THE REQUEST:
Write out every line of the material as it stands, apart from the pictures.

· · ·

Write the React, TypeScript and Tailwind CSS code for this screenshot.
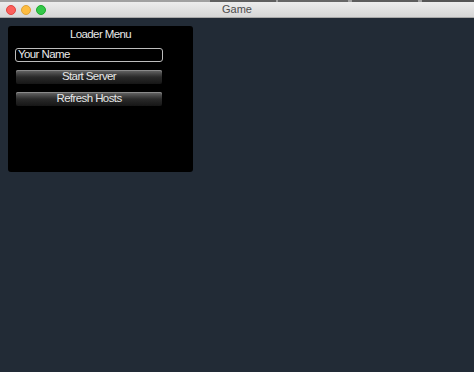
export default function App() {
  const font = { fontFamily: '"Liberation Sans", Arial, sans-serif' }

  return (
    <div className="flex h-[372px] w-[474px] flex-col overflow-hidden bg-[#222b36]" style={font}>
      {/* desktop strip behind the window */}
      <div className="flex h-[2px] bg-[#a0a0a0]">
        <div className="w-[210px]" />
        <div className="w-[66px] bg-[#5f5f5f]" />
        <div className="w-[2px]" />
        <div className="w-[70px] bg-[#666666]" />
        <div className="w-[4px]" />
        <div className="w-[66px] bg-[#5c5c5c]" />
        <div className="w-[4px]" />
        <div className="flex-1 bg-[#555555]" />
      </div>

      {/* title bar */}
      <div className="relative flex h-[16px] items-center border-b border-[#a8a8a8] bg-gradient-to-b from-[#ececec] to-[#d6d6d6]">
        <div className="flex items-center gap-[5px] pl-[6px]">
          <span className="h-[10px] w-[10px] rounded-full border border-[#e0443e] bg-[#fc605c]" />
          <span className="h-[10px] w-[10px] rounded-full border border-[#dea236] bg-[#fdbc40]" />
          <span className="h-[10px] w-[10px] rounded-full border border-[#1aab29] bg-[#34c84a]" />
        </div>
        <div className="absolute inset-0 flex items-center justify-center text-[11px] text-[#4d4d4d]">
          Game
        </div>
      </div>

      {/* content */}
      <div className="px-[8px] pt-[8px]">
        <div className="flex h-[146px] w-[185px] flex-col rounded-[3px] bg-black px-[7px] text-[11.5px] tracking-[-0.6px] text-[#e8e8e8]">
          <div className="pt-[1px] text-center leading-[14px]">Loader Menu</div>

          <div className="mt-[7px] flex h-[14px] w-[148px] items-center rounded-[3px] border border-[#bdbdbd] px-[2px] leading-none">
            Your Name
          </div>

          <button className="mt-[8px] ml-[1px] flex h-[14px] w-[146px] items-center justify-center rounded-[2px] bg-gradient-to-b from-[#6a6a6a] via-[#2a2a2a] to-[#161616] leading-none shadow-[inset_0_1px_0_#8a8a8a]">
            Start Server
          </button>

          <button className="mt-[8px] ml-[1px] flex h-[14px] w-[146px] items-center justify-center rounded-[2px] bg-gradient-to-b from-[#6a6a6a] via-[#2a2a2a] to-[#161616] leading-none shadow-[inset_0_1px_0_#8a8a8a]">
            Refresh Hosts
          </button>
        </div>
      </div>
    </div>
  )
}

· · ·

FINAL ANSWER:
Write the React, TypeScript and Tailwind CSS code for this screenshot.
export default function App() {
  const font = { fontFamily: '"Liberation Sans", Arial, sans-serif' }

  return (
    <div className="flex h-[372px] w-[474px] flex-col overflow-hidden bg-[#222b36]" style={font}>
      {/* desktop strip behind the window */}
      <div className="flex h-[2px] bg-[#a0a0a0]">
        <div className="w-[210px]" />
        <div className="w-[66px] bg-[#5f5f5f]" />
        <div className="w-[2px]" />
        <div className="w-[70px] bg-[#666666]" />
        <div className="w-[4px]" />
        <div className="w-[66px] bg-[#5c5c5c]" />
        <div className="w-[4px]" />
        <div className="flex-1 bg-[#555555]" />
      </div>

      {/* title bar */}
      <div className="relative flex h-[16px] items-center border-b border-[#a8a8a8] bg-gradient-to-b from-[#ececec] to-[#d6d6d6]">
        <div className="flex items-center gap-[5px] pl-[6px]">
          <span className="h-[10px] w-[10px] rounded-full border border-[#e0443e] bg-[#fc605c]" />
          <span className="h-[10px] w-[10px] rounded-full border border-[#dea236] bg-[#fdbc40]" />
          <span className="h-[10px] w-[10px] rounded-full border border-[#1aab29] bg-[#34c84a]" />
        </div>
        <div className="absolute inset-0 flex items-center justify-center text-[11px] text-[#4d4d4d]">
          Game
        </div>
      </div>

      {/* content */}
      <div className="px-[8px] pt-[8px]">
        <div className="flex h-[146px] w-[185px] flex-col rounded-[3px] bg-black px-[7px] text-[11.5px] tracking-[-0.6px] text-[#e8e8e8]">
          <div className="pt-[1px] text-center leading-[14px]">Loader Menu</div>

          <div className="mt-[7px] flex h-[14px] w-[148px] items-center rounded-[3px] border border-[#bdbdbd] px-[2px] leading-none">
            Your Name
          </div>

          <button className="mt-[8px] ml-[1px] flex h-[14px] w-[146px] items-center justify-center rounded-[2px] bg-gradient-to-b from-[#6a6a6a] via-[#2a2a2a] to-[#161616] leading-none shadow-[inset_0_1px_0_#8a8a8a]">
            Start Server
          </button>

          <button className="mt-[8px] ml-[1px] flex h-[14px] w-[146px] items-center justify-center rounded-[2px] bg-gradient-to-b from-[#6a6a6a] via-[#2a2a2a] to-[#161616] leading-none shadow-[inset_0_1px_0_#8a8a8a]">
            Refresh Hosts
          </button>
        </div>
      </div>
    </div>
  )
}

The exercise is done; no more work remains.